Эта формула Таванца; «Дурак или прохиндей» меня не удовлетворяла, прямо раздражала. Я много раз злобно спорил. Основной мой аргумент был такой:
- Это, может быть, и верно, но не для всех, а только для коммунистов. Была такая старая шутка, не столько остроумная, сколько просто умная, ее по-разному рассказывают, но ближе всего к нашему разговору такой вариант. В фашистской Германии были не только фашисты, но и умные люди, и порядочные. Всякие были, но не одновременно. Если кто фашист и при этом умный, значит, не порядочный. Честный и фашист, значит – дурак. А если умный и честный, то не фашист.
То же и у нас. Вы правы, но только для коммунистов.
Те или дураки, или прохиндеи. Но я-то не коммунист.
Таванец никогда на мои аргументы не соглашался, упирался в споре, требовал от меня признания, что и я прохиндей.
Я остро вспомнил концепцию Таванца в ходе эмиграции.
Американские власти при оформлении допуска в США старались не давать такого разрешения бывшим коммунистам. По их мнению, коммунистом мог быть только преступник (в ослабленном варианте Таванца – прохиндей) или псих (у Таванца полегче – дурак), они требовали справок или документов, что это не так.
Я не осуждал П. В. и не осуждаю сейчас.
У меня точно такое же представление о той стране. Перечитайте Илью Эренбурга «Люди, годы, жизнь» под этим углом – сплошная прохиндиада.

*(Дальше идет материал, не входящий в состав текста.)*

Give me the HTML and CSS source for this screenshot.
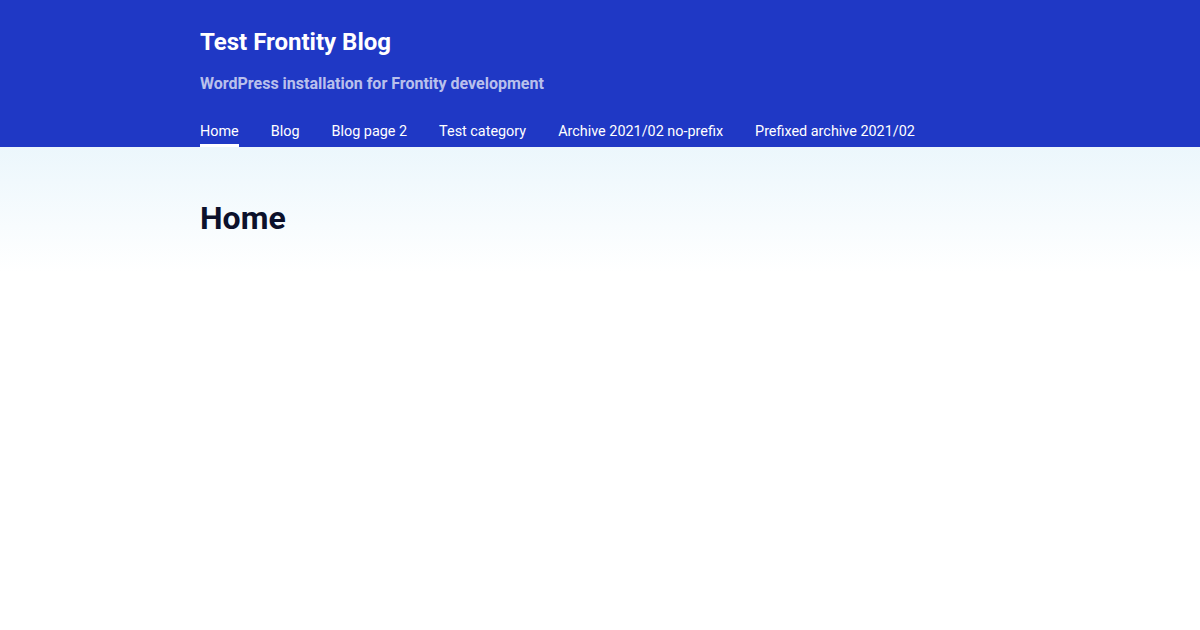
FILE: index.html
```html
<!DOCTYPE html>
<html lang="en">
<head>
    <meta charset="UTF-8">
    <meta name="viewport" content="width=device-width, initial-scale=1.0">
    <title>Test Frontity Blog</title>
    <link rel="stylesheet" href="styles.css">
</head>
<body>
    <header class="head">
        <div class="container">
            <h2 class="site-title">Test Frontity Blog</h2>
            <h4 class="site-desc">WordPress installation for Frontity development</h4>
        </div>
        <nav class="nav">
            <div class="nav-item"><a href="#" class="current">Home</a></div>
            <div class="nav-item"><a href="#">Blog</a></div>
            <div class="nav-item"><a href="#">Blog page 2</a></div>
            <div class="nav-item"><a href="#">Test category</a></div>
            <div class="nav-item"><a href="#">Archive 2021/02 no-prefix</a></div>
            <div class="nav-item"><a href="#">Prefixed archive 2021/02</a></div>
        </nav>
    </header>
    <main class="main">
        <div class="post">
            <h1 class="post-title">Home</h1>
        </div>
    </main>
</body>
</html>
```

FILE: styles.css
```css
html {
    font-family: Roboto, "Liberation Sans", sans-serif;
}
body {
    margin: 0;
    background: #fff;
}
.head {
    background-color: #1f38c5;
    color: #fff;
    display: flex;
    flex-direction: column;
    align-items: center;
}
.container {
    width: 848px;
    max-width: 100%;
    box-sizing: border-box;
    padding: 28px 24px 0;
    display: flex;
    flex-direction: column;
}
.site-title {
    margin: 0 0 18px;
    font-size: 24px;
}
.site-desc {
    margin: 0;
    font-size: 16px;
    color: rgba(255, 255, 255, 0.7);
}
.nav {
    display: flex;
    width: 848px;
    max-width: 100%;
    box-sizing: border-box;
    padding: 0 24px;
    margin-top: 28px;
}
.nav-item {
    margin: 0 16px;
    font-size: 0.9em;
    color: #fff;
}
.nav-item:first-child {
    margin-left: 0;
}
.nav-item a {
    display: inline-block;
    line-height: 22.8px;
    color: inherit;
    text-decoration: none;
    border-bottom: 3px solid transparent;
}
.nav-item a.current {
    border-bottom-color: #fff;
}
.main {
    display: flex;
    justify-content: center;
    background-image: linear-gradient(180deg, rgba(66, 174, 228, 0.1), rgba(66, 174, 228, 0));
}
.post {
    width: 800px;
    padding: 24px;
}
.post-title {
    margin: 28px 0 12px;
    font-size: 32px;
    color: rgba(12, 17, 43);
}
```
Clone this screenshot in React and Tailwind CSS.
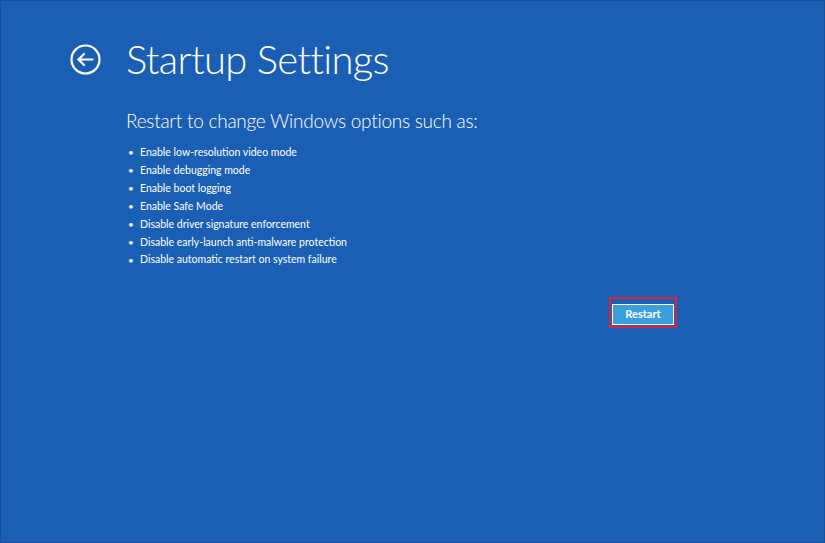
const options = [
  'Enable low-resolution video mode',
  'Enable debugging mode',
  'Enable boot logging',
  'Enable Safe Mode',
  'Disable driver signature enforcement',
  'Disable early-launch anti-malware protection',
  'Disable automatic restart on system failure'
];

function BackIcon() {
  return (
    <svg width="31" height="31" viewBox="0 0 31 31" fill="none" stroke="white" strokeWidth="2.2">
      <circle cx="15.5" cy="15.5" r="14" />
      <path d="M8.5 15.5h14" strokeLinecap="round" />
      <path d="M14 10l-5.5 5.5L14 21" strokeLinecap="round" strokeLinejoin="round" />
    </svg>
  );
}

export default function App() {
  return (
    <div
      className="h-[543px] w-[825px] overflow-hidden border border-[#174f9c] bg-[#1b5fb5] text-white"
      style={{ fontFamily: 'Lato, "Noto Sans", sans-serif' }}
    >
      <div className="pl-[69px] pt-[41px]">
        <div className="flex items-center gap-[25px]">
          <BackIcon />
          <h1 className="text-[40px] font-light leading-[34px] tracking-[-0.7px]">Startup Settings</h1>
        </div>

        <div className="pl-[56px] pt-[32px]">
          <h2 className="text-[19px] font-light leading-[26px] tracking-[-0.25px]">
            Restart to change Windows options such as:
          </h2>

          <ul className="mt-[10px]">
            {options.map((option) => (
              <li key={option} className="flex h-[17.9px] items-center text-[10.5px]">
                <span className="w-[14px] pl-[2px] text-[10px]">•</span>
                {option}
              </li>
            ))}
          </ul>

          <div className="flex justify-end pr-[147px] pt-[28px]">
            <div className="border-2 border-[#d8243a] p-px">
              <button className="h-[21px] w-[62px] border border-white bg-[#3a9fdf] text-[11px] font-bold text-white">
                Restart
              </button>
            </div>
          </div>
        </div>
      </div>
    </div>
  );
}
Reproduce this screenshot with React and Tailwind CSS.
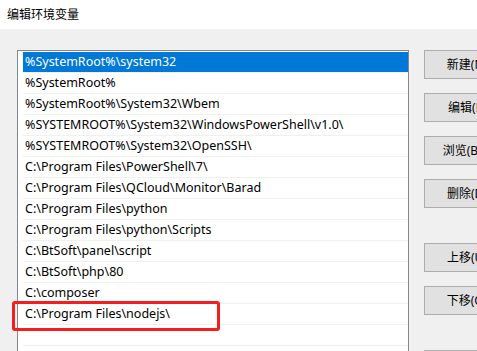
import React from 'react';

const paths = [
  '%SystemRoot%\\system32',
  '%SystemRoot%',
  '%SystemRoot%\\System32\\Wbem',
  '%SYSTEMROOT%\\System32\\WindowsPowerShell\\v1.0\\',
  '%SYSTEMROOT%\\System32\\OpenSSH\\',
  'C:\\Program Files\\PowerShell\\7\\',
  'C:\\Program Files\\QCloud\\Monitor\\Barad',
  'C:\\Program Files\\python',
  'C:\\Program Files\\python\\Scripts',
  'C:\\BtSoft\\panel\\script',
  'C:\\BtSoft\\php\\80',
  'C:\\composer',
  'C:\\Program Files\\nodejs\\',
  '',
  '',
];

const buttons = [
  { label: '新建(N)', gap: false },
  { label: '编辑(E)', gap: false },
  { label: '浏览(B)...', gap: false },
  { label: '删除(D)', gap: false },
  { label: '上移(U)', gap: true },
  { label: '下移(O)', gap: false },
  { label: '编辑文本(T)...', gap: true },
];

const font = { fontFamily: '"Noto Sans", "Noto Sans CJK SC", sans-serif' };

export default function App() {
  return (
    <div className="relative w-[477px] h-[351px] overflow-hidden bg-[#f0f0f0] text-black text-[12px]" style={font}>
      <div className="h-[29px] bg-white flex items-center pl-[7px]">编辑环境变量</div>

      <div className="flex items-start pl-[17px] pt-[21px] gap-[15px]">
        <div className="w-[392px] h-[320px] shrink-0 border border-[#828790] bg-white pl-[5px] pt-px text-[12.5px]">
          {paths.map((p, i) => (
            <div
              key={i}
              className={
                i === 0
                  ? 'h-[21px] flex items-center pl-[2px] border-b border-[#f0f0f0] bg-[#0078d7] text-white whitespace-nowrap'
                  : 'h-[21px] flex items-center pl-[2px] border-b border-[#f0f0f0] whitespace-nowrap'
              }
            >
              {p}
            </div>
          ))}
        </div>

        <div className="flex flex-col shrink-0">
          {buttons.map((b, i) => (
            <div
              key={i}
              className={
                (i === 0 ? '' : b.gap ? 'mt-[35px] ' : 'mt-[14px] ') +
                'w-[86px] h-[29px] flex items-center justify-center bg-[#e1e1e1] border border-[#adadad] whitespace-nowrap'
              }
            >
              {b.label}
            </div>
          ))}
        </div>
      </div>

      {/* annotation round the nodejs entry */}
      <div className="absolute left-[12px] top-[301px] w-[208px] h-[30px] border-[3px] border-[#f51d1d] rounded-[3px]" />
    </div>
  );
}
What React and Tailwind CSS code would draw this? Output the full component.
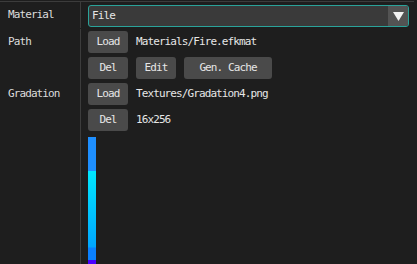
const FONT = { fontFamily: '"DejaVu Sans Mono", "Liberation Mono", monospace' };

function Btn({ children, w }) {
  return (
    <button className={`h-[22px] ${w} rounded-[3px] bg-[#4a4a4a] text-[#e6e6e6] text-[11px] tracking-[-0.9px] flex items-center justify-center shrink-0`}>
      {children}
    </button>
  );
}

function Row({ label, children, top = "pt-[2px]" }) {
  return (
    <div className="flex">
      <div className={`w-[81px] shrink-0 border-r border-[#3c3c3c] pl-2 ${top} pb-[2px] h-[26px] flex items-center text-[#dcdcdc]`}>
        {label}
      </div>
      <div className={`flex-1 pl-[7px] pr-2 ${top} pb-[2px] flex items-center gap-2`}>{children}</div>
    </div>
  );
}

export default function App() {
  return (
    <div className="w-[417px] h-[264px] bg-[#1e1e1e] overflow-hidden text-[11px] tracking-[-0.9px]" style={FONT}>
      <div className="mt-px border-t border-[#3c3c3c] mr-[3px]" />
      <Row label="Material" top="pt-[3px]">
        <div className="flex-1 h-[22px] rounded-[3px] border border-[#2aa39a] bg-[#3a3a3a] flex items-center overflow-hidden">
          <span className="flex-1 pl-[3px] text-[#e6e6e6]">File</span>
          <div className="w-5 h-full bg-[#535353] flex items-center justify-center">
            <svg width="11" height="9" viewBox="0 0 11 9">
              <polygon points="0,0 11,0 5.5,9" fill="#f2f2f2" />
            </svg>
          </div>
        </div>
      </Row>
      <Row label="Path">
        <Btn w="w-10">Load</Btn>
        <span className="text-[#e6e6e6]">Materials/Fire.efkmat</span>
      </Row>
      <Row label="">
        <Btn w="w-10">Del</Btn>
        <Btn w="w-10">Edit</Btn>
        <Btn w="w-[88px]">Gen. Cache</Btn>
      </Row>
      <Row label="Gradation">
        <Btn w="w-10">Load</Btn>
        <span className="text-[#e6e6e6]">Textures/Gradation4.png</span>
      </Row>
      <Row label="">
        <Btn w="w-10">Del</Btn>
        <span className="text-[#e6e6e6]">16x256</span>
      </Row>
      <div className="flex h-[200px]">
        <div className="w-[81px] shrink-0 border-r border-[#3c3c3c]" />
        <div className="pl-[7px] pt-[4px]">
          <div
            className="w-2 h-[128px]"
            style={{
              background:
                "linear-gradient(to bottom, #1e8fff 0px, #1e8fff 34px, #00e8ff 34px, #00a6ff 110px, #0a80ff 111px, #0a80ff 123px, #4a00ff 123px, #4a00ff 128px)",
            }}
          />
        </div>
      </div>
    </div>
  );
}
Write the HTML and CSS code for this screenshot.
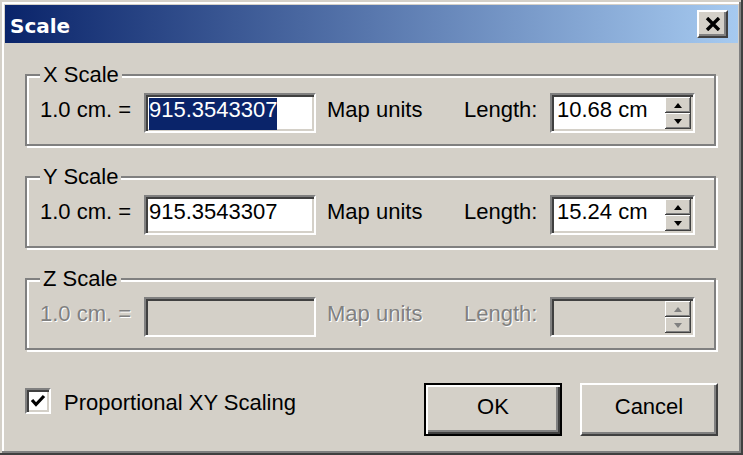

Самые честные, кристально честные сдаются, отступают, закрывают глаза на грязь и кровь, в которых тонет страна, публично бичуют себя, не зная вины, если от них этого требуют, каются во всем этом, когда наедине.
Я не был прохиндеем.
Есть несколько поступков, когда прогибался, умильным тоном произносил с трибуны имена ненавистных, презираемых вождей, за это мне до сих пор стыдно, но я никогда не стучал, никого не предавал, ничего не подписывал. Правда, ко мне и не обращались.
Не надо винить граждан.
Следует стараться не винить граждан в том, к чему их принуждает страна. Слишком высока планка порядочности. А не все могут, не все в состоянии обливать себя керосином на Красной площади.
Семья, мечты, страх, надежды...
Виновато общество, государство, выдвигая такие непосильные для человека требования.